Bryan and Dave Journey to Eugene

22 11 2008
MMW at the McDonald Theater, Eugene OR on Sat 11/15 (Daniel Temmesfeld photo, CC 2008)

MMW at the McDonald Theater, Eugene OR on Sat 11/15 (Daniel Temmesfeld photo, CC 2008)

The musical group Medeski Martin and Wood has caused upheaval in Kieskagato; their influence has been both a driving force in our movement away from pop music and a real-time tutorial in the fundamentals of blues and jazz improvisation. After the whole band went to see last year’s show in Portland with John Scofield, bassist Adam Schultz’ reaction was ‘you can do that, you can just play anything?’ It was a eureka moment and soon he was deeply immersed in theory-heavy bass lessons. Drummer Bryan Fairfield dove into Billy Martin’s catalog, which contains an array of diverse projects besides MMW, from Afro Cuban to Gamelan. The band has never been the same since.

This time around, for MMW’s Radiolarians 3 Tour, Bryan and Dave decided to see both the Portland and the Eugene shows. The Portland show, Friday 11/14 at the Aladdin Theater, was a pretty typical concert for MMW. The crowd was full of musicians and gearheads, lots of settled down former hippies, and a few hardcore jazz fans. The band was very engaging,  but the encore was the really interesting point in the show because drummer Billy Martin announced that one of his heros, Jimi Hendrix Experience drummer Mitch Mitchell had just passed away in a Portland hotel (The Benson). His emotion was evident as he led the band into a heartfelt version of the Hendrix classic Crosstown Traffic. Following the show, Bryan and Gwen stood in line and met the band, getting a chance to personally discuss Billy Martin’s drum lesson book, which Bryan swears by.

The next day, Dave and Bryan drove south through the Willamette Valley to Eugene. Eugene is an enigmatic city in the sense that it is home to both a huge, well respected college and a huge illicit drug industry. Like many Portland bands, Kieskagato once assumed that since it was full of stoned hippies, Eugene would be a great place to play music. So, we started booking shows and making the drive down every month or two. Our big mistake, we conceded later, was not acknowledging the fact that the kind of hippies that live in Eugene can’t go out to bar shows because they feel the need to guard their pot plants with shotguns. Whether they would have liked our music or not we’ll never know; the only people that ever heard us were the other major Eugene contingent: the tweakers. Show after show, we’d play to a sparse room full of methamphetamine-addled twenty-somethings that looked like fifty-somethings, drinking Sparks while they played video poker. The really amazing thing was that the bookers at the bars didn’t seem to care that their rooms were empty. They’d always invite us back, promising to book us with a really popular local band but never quite getting that bill together. In the end, Kieskagato made a decision not to play Eugene anymore.
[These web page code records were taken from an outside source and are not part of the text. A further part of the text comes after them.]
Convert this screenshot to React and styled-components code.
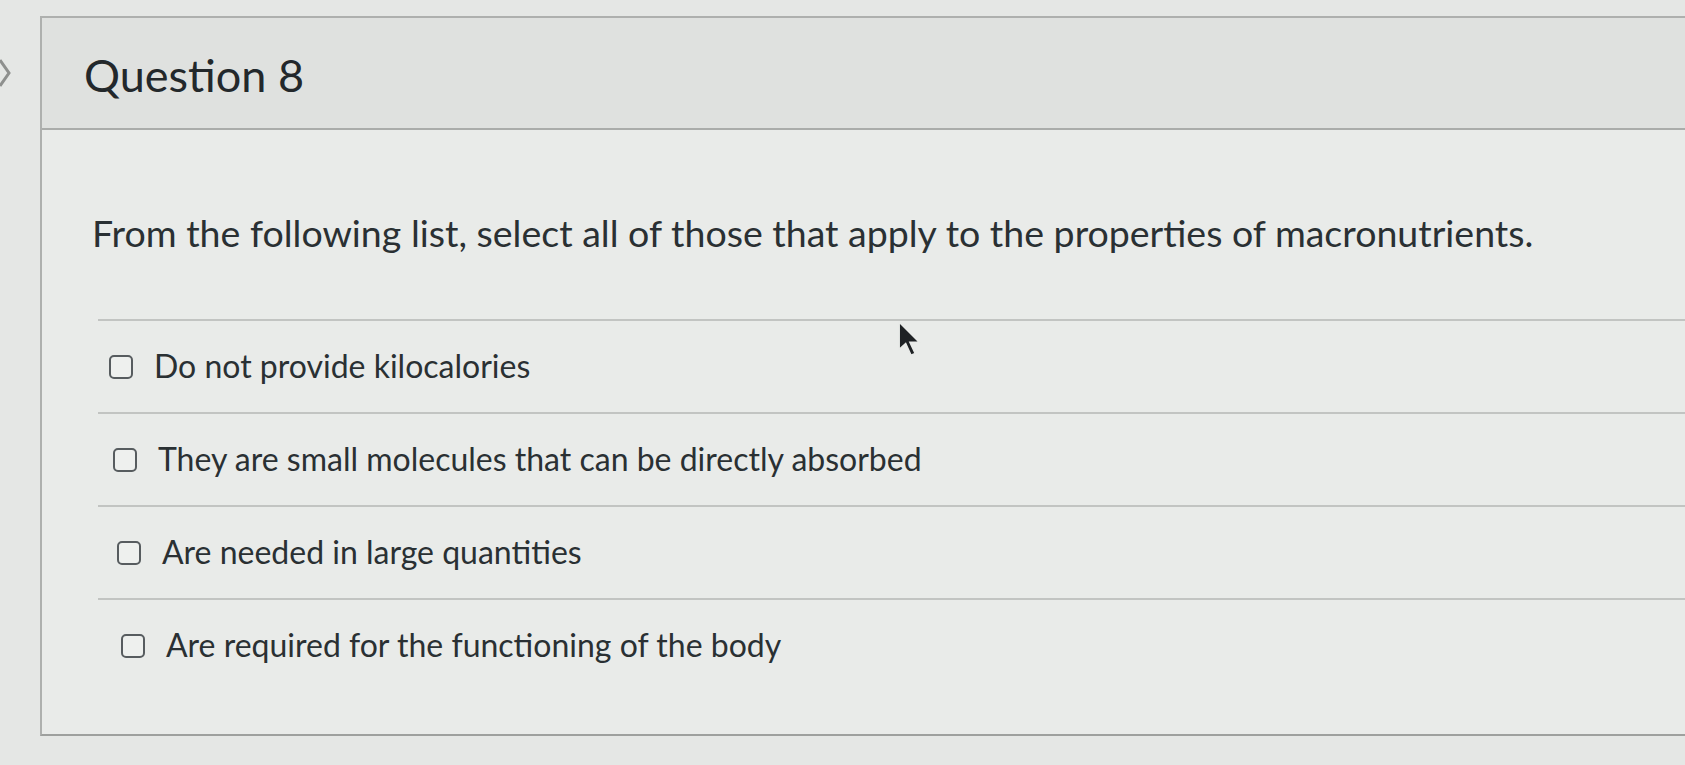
import React from "react";
import styled, { createGlobalStyle } from "styled-components";

const Global = createGlobalStyle`
  html, body { margin: 0; padding: 0; background: #e4e6e4; }
  body { font-family: Lato, "Open Sans", sans-serif; color: #2c3235; overflow: hidden; }
`;

const Page = styled.div`
  width: 1685px;
  height: 765px;
  display: flex;
  padding-top: 16px;
  box-sizing: border-box;
  overflow: hidden;
  position: relative;
  background: #e5e7e5;
`;

const Gutter = styled.div`
  width: 40px;
  flex: none;
  padding-top: 42px;
  box-sizing: border-box;
`;

const Panel = styled.section`
  flex: none;
  width: 1700px;
  height: 720px;
  border-top: 2px solid #aeb0ae;
  border-left: 2px solid #aeb0ae;
  border-bottom: 2px solid #9ea09e;
  background: #e9ebe9;
  box-sizing: border-box;
  display: flex;
  flex-direction: column;
`;

const Header = styled.header`
  height: 112px;
  background: #dfe1df;
  border-bottom: 2px solid #aaacaa;
  display: flex;
  align-items: center;
  padding: 4px 0 0 42px;
  box-sizing: border-box;
`;

const Title = styled.h2`
  margin: 0;
  font-family: Lato, sans-serif;
  font-weight: 400;
  font-size: 45px;
  color: #23282b;
`;

const Body = styled.div`
  padding: 81px 0 0 50px;
  display: flex;
  flex-direction: column;
`;

const Prompt = styled.p`
  margin: 0;
  font-size: 37.5px;
  line-height: 44px;
  color: #2a3033;
`;

const Answers = styled.ul`
  list-style: none;
  margin: 64px 0 0 6px;
  padding: 0;
`;

const Answer = styled.li`
  height: 93px;
  display: flex;
  align-items: center;
  gap: 21px;
  padding-left: ${(p) => 11 + p.$shift}px;
  border-top: 2px solid #c2c4c2;
  box-sizing: border-box;
`;

const Box = styled.span`
  width: 24px;
  height: 24px;
  flex: none;
  border: 2px solid #575c5f;
  border-radius: 5px;
  background: #eef0ee;
  box-sizing: border-box;
`;

const Label = styled.span`
  font-size: 32px;
  color: #2a3033;
  padding-bottom: 2px;
`;

const Cursor = styled.svg`
  position: absolute;
  left: 896px;
  top: 321px;
`;

const options = [
  "Do not provide kilocalories",
  "They are small molecules that can be directly absorbed",
  "Are needed in large quantities",
  "Are required for the functioning of the body",
];

export default function App() {
  return (
    <>
      <Global />
      <Page>
        <Gutter>
          <svg width="12" height="30" viewBox="0 0 12 30">
            <path d="M0 2 L9 15 L0 28" fill="none" stroke="#8e908e" strokeWidth="3" />
          </svg>
        </Gutter>
        <Panel>
          <Header>
            <Title>Question 8</Title>
          </Header>
          <Body>
            <Prompt>
              From the following list, select all of those that apply to the properties of macronutrients.
            </Prompt>
            <Answers>
              {options.map((o, i) => (
                <Answer key={o} $shift={i * 4}>
                  <Box />
                  <Label>{o}</Label>
                </Answer>
              ))}
            </Answers>
          </Body>
        </Panel>
        <Cursor width="30" height="40" viewBox="0 0 24 34">
          <path d="M2 1 L2 24 L7.5 19 L12 29 L15.5 27.5 L11 18 L19 18 Z" fill="#1e2124" stroke="#e8eae8" strokeWidth="1.2" />
        </Cursor>
      </Page>
    </>
  );
}
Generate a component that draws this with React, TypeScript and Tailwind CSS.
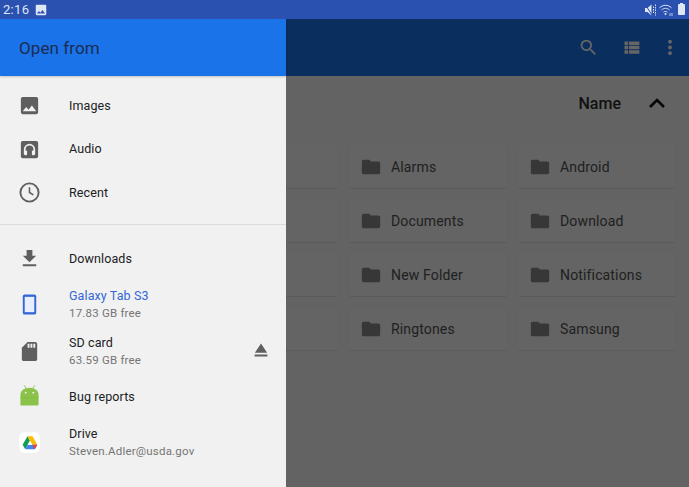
import type { ReactNode } from 'react';

const folders = [
  ['', 'Alarms', 'Android'],
  ['', 'Documents', 'Download'],
  ['', 'New Folder', 'Notifications'],
  ['', 'Ringtones', 'Samsung'],
];

function Mi({ d, className }: { d: string; className?: string }) {
  return (
    <svg viewBox="0 0 24 24" fill="currentColor" className={className}>
      <path d={d} />
    </svg>
  );
}

const FOLDER = 'M10 4H4c-1.100 0-2 .9-2 2v12c0 1.100.9 2 2 2h16c1.100 0 2-.9 2-2V8c0-1.100-.9-2-2-2h-8l-2-2z';
const IMAGE = 'M21 19V5c0-1.100-.9-2-2-2H5c-1.100 0-2 .9-2 2v14c0 1.100.9 2 2 2h14c1.100 0 2-.9 2-2zM8.500 13.500l2.500 3 3.500-4.500 4.500 6H5l3.500-4.500z';

function FolderCard({ name }: { name: string }) {
  return (
    <div className="flex h-[43px] w-[158px] items-center rounded-[1px] bg-[#f9f9f9] shadow-[0_0_1px_rgba(0,0,0,0.16),0_1px_1px_rgba(0,0,0,0.07)]">
      {name && <Mi d={FOLDER} className="ml-[11px] h-[22px] w-[22px] text-[#8a8a8a]" />}
      <span className="ml-[9px] mt-[1px] text-[14px] tracking-[0.15px] text-[#525252]">{name}</span>
    </div>
  );
}

function RootItem({ icon, title, sub, blue, h, action }: { icon: ReactNode; title: string; sub?: string; blue?: boolean; h: number; action?: ReactNode }) {
  return (
    <div className="flex items-center" style={{ height: h }}>
      <div className="flex w-[69px] shrink-0 items-center pl-[18px]">{icon}</div>
      <div className="flex-1 leading-[16px]">
        <div className={`text-[12.5px] tracking-[0.1px] ${blue ? 'text-[#3367d6]' : 'text-[#202124]'}`}>{title}</div>
        {sub && <div className="mt-[1px] text-[11.5px] tracking-[0.2px] text-[#757575]">{sub}</div>}
      </div>
      {action}
    </div>
  );
}

function DriveLogo() {
  return (
    <div className="ml-[1px] flex h-[21px] w-[21px] items-center justify-center rounded-[6px] bg-white">
      <svg viewBox="0 0 24 24" className="h-[16px] w-[16px]">
        <path d="M8.200 2 1 14.600l3.800 6.600L12 8.600z" fill="#0f9d58" />
        <path d="M8.200 2h7.600L23 14.600h-7.600z" fill="#fbbc04" />
        <path d="M23 14.600l-3.800 6.600H4.800l3.600-6.600z" fill="#4285f4" />
        <path d="M23 14.600l-3.800 6.600-3.800-6.600z" fill="#ea4335" />
        <path d="M12 8.600l-3.600 6h7z" fill="#fff" />
      </svg>
    </div>
  );
}

export default function App() {
  return (
    <div className="flex h-[487px] w-[689px] flex-col overflow-hidden bg-[#f8f8f8] font-['Roboto',sans-serif]">
      {/* status bar */}
      <div className="relative z-20 flex h-[19px] shrink-0 items-center justify-between bg-[#2a50b0] pl-[3px] pr-[4px] text-[#dfe6f5]">
        <div className="flex items-center gap-[5px]">
          <span className="text-[13px] leading-none tracking-[0.3px]">2:16</span>
          <Mi d={IMAGE} className="h-[14px] w-[14px]" />
        </div>
        <div className="flex items-center gap-[3px]">
          <svg viewBox="0 0 11 12" className="h-[12px] w-[11px]" fill="currentColor">
            <path d="M0 4h2.500L6.500 .5v11L2.500 8H0z" />
            <path d="M.5 1l6.500 10" stroke="#2a50b0" strokeWidth="1" />
            <path d="M8.500 2.500v7" stroke="currentColor" strokeWidth="1" strokeDasharray="1.500 1" />
            <path d="M10.500 .5v11" stroke="currentColor" strokeWidth="1" strokeDasharray="1.500 1" />
          </svg>
          <svg viewBox="0 0 15 12" className="h-[12px] w-[15px]" fill="none" stroke="currentColor" strokeWidth="1">
            <path d="M.5 3.800c3.500-3.300 8.500-3.300 12 0M2.500 6c2.500-2.200 5.500-2.200 8 0M4.500 8.200c1.300-1 2.700-1 4 0" />
            <circle cx="6.500" cy="10" r="1" fill="currentColor" stroke="none" />
            <path d="M11 9v3M13 9v3" strokeWidth=".8" />
          </svg>
          <div className="relative ml-[1px] h-[11px] w-[7px] rounded-[1px] bg-current">
            <div className="absolute -top-[1px] left-[2px] h-[1px] w-[3px] bg-current" />
          </div>
        </div>
      </div>

      {/* toolbar */}
      <div className="flex h-[57px] shrink-0 items-center justify-end bg-[#1a73e8] text-white">
        <Mi d="M15.500 14h-.79l-.28-.27A6.470 6.470 0 0016 9.500 6.500 6.500 0 109.500 16c1.610 0 3.090-.59 4.230-1.570l.27.28v.79l5 4.990L20.490 19l-4.990-5zm-6 0C7.010 14 5 11.990 5 9.500S7.010 5 9.500 5 14 7.010 14 9.500 11.990 14 9.500 14z" className="mr-[22px] h-[21px] w-[21px]" />
        <Mi d="M4 14h4v-4H4v4zm0 5h4v-4H4v4zM4 9h4V5H4v4zm5 5h12v-4H9v4zm0 5h12v-4H9v4zM9 5v4h12V5H9z" className="mr-[16px] h-[21px] w-[21px]" />
        <Mi d="M12 8c1.100 0 2-.9 2-2s-.9-2-2-2-2 .9-2 2 .9 2 2 2zm0 2c-1.100 0-2 .9-2 2s.9 2 2 2 2-.9 2-2-.9-2-2-2zm0 6c-1.100 0-2 .9-2 2s.9 2 2 2 2-.9 2-2-.9-2-2-2z" className="mr-[7px] h-[23px] w-[24px]" />
      </div>

      {/* sort row */}
      <div className="flex h-[56px] shrink-0 items-center justify-end pr-[20px] text-[#2c2c2c]">
        <span className="text-[16px] font-medium">Name</span>
        <svg viewBox="0 0 24 24" className="ml-[24px] h-[24px] w-[24px] text-[#111]" fill="none" stroke="currentColor" strokeWidth="2.600">
          <path d="M5 15l7-7 7 7" />
        </svg>
      </div>

      {/* grid */}
      <div className="flex flex-col gap-[11px] pl-[180px] pt-[13px]">
        {folders.map((row, i) => (
          <div key={i} className="flex gap-[11px]">
            {row.map((name, j) => (
              <FolderCard key={j} name={name} />
            ))}
          </div>
        ))}
      </div>

      {/* scrim */}
      <div className="absolute inset-0 z-10 bg-black/60" />

      {/* drawer */}
      <div className="absolute bottom-0 left-0 top-[19px] z-10 flex w-[286px] flex-col bg-[#f1f1f1]">
        <div className="flex h-[57px] shrink-0 items-center bg-[#1a73e8] pl-[19px] pt-[2px] text-[17px] tracking-[0.1px] text-[#1a2c52] shadow-[0_1px_2px_rgba(0,0,0,0.2)]">
          Open from
        </div>
        <div className="flex flex-col pt-[8px]">
          <RootItem h={43} title="Images" icon={<Mi d={IMAGE} className="h-[23px] w-[23px] text-[#5f5f5f]" />} />
          <RootItem h={44} title="Audio" icon={
            <svg viewBox="0 0 24 24" className="h-[23px] w-[23px]">
              <rect x="3" y="3" width="18" height="18" rx="2" fill="#5f5f5f" />
              <path d="M7 17v-5a5 5 0 0110 0v5" fill="none" stroke="#f1f1f1" strokeWidth="1.800" />
              <rect x="6.500" y="13" width="3" height="5" rx="1" fill="#f1f1f1" />
              <rect x="14.500" y="13" width="3" height="5" rx="1" fill="#f1f1f1" />
            </svg>
          } />
          <RootItem h={43} title="Recent" icon={
            <svg viewBox="0 0 24 24" className="h-[23px] w-[23px] text-[#5f5f5f]" fill="none" stroke="currentColor" strokeWidth="2">
              <circle cx="12" cy="12" r="9.500" />
              <path d="M12 6.500V12l4 2.500" strokeWidth="1.600" />
            </svg>
          } />
        </div>
        <div className="mt-[10px] h-[1px] bg-[#dcdcdc]" />
        <div className="flex flex-col pt-[12px]">
          <RootItem h={43} title="Downloads" icon={<Mi d="M19 9h-4V3H9v6H5l7 7 7-7zM5 18v2h14v-2H5z" className="h-[23px] w-[23px] text-[#5f5f5f]" />} />
          <RootItem h={49} blue title="Galaxy Tab S3" sub="17.83 GB free" icon={
            <svg viewBox="0 0 24 24" className="h-[23px] w-[23px]" fill="none">
              <rect x="5" y="1.500" width="14" height="21" rx="2" fill="#3367d6" />
              <rect x="7" y="4" width="10" height="16" fill="#e8eefb" />
            </svg>
          } />
          <RootItem h={44} title="SD card" sub="63.59 GB free" icon={<Mi d="M18 2h-8L4 8v12c0 1.100.9 2 2 2h12c1.100 0 2-.9 2-2V4c0-1.100-.9-2-2-2zm-6 6h-2V4h2v4zm3 0h-2V4h2v4zm3 0h-2V4h2v4z" className="h-[23px] w-[23px] text-[#5f5f5f]" />} action={
            <Mi d="M5 17h14v2H5zm7-12L5.330 15h13.340z" className="mb-[2px] mr-[14px] h-[22px] w-[22px] text-[#5f5f5f]" />
          } />
          <RootItem h={48} title="Bug reports" icon={
            <svg viewBox="0 0 24 24" className="mb-[3px] h-[23px] w-[23px]" fill="#8bc34a">
              <path d="M2.500 11.500C2.500 7 6.500 4 12 4s9.500 3 9.500 7.500V21.500c0 .6-.4 1-1 1h-17c-.6 0-1-.4-1-1z" />
              <path d="M6.500 1.500l2 3M17.500 1.500l-2 3" stroke="#8bc34a" strokeWidth="1" />
              <circle cx="8" cy="9" r="1" fill="#f1f1f1" />
              <circle cx="16" cy="9" r="1" fill="#f1f1f1" />
              <path d="M2.500 14h19" stroke="#7fb53f" strokeWidth=".6" />
            </svg>
          } />
          <RootItem h={43} title="Drive" sub="Steven.Adler@usda.gov" icon={<DriveLogo />} />
        </div>
      </div>
    </div>
  );
}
Early for the concert, we walked around Eugene’s downtown looking for a place to have a beer. This was where our past caught up with us: while we’d mentally condensed our Eugene experiences into a few miserable shows, we started seeing bar after bar that we’d played multiple shows at. Sitting in The Black Forest over pints and watching the lonely alcoholics watch the Ducks win, the memories seeped back into our heads.  We took inventory and realized that Kieskagato had played Sam Bond’s Garage, The Samurai Duck (many times), Cafe Paradiso (many times), The Black Forest (a regular monthly gig), and a house show. That means we made the 220 mile round trip at least 10 times in a few years time and had shut the whole experience out! What a lot of wasted time and gas!

The show itself was fantastic. We were right up front, leaning on the stage, and were not only treated to some incredible music (which we were better able to follow having heard it the night before), but also to the tremendous amusement of watching the band members react to the absolutely freakish crowd behaviors and attires. Some notable examples: an elderly man with some sort of military parade jacket and a long, wispy Merlin-like beard who was floating about the room like a ring of smoke; a man of probably 40 who looked like he was playing Jesus in a community theater production; a younger hippy in a crushed velvet hat sporting an acid-dealer beard, resting his elbows on the stage with his eyes closed and reacting to the music as though he were in an F16 simulator (this drew many concerned looks from Keyboard player John Medeski); a college age dread-locked kid that was jumping around like a man possessed and throwing what we’d assume to have been Suburban White-Kid Gang symbols on approximately every downbeat; and a big, tall, fat, ragged, pot grower-guy wearing a sweatsuit and all of his hair in a ponytail located directly on the crown of his head, cascading greasily in whichever direction the wind (of pot smoke and body odor) happened to blow.

We in Kieskagato can only hope that someday we too will have a fiercely devoted community of ‘alternative’ people attending our shows and providing us with windows from the stage into their lives.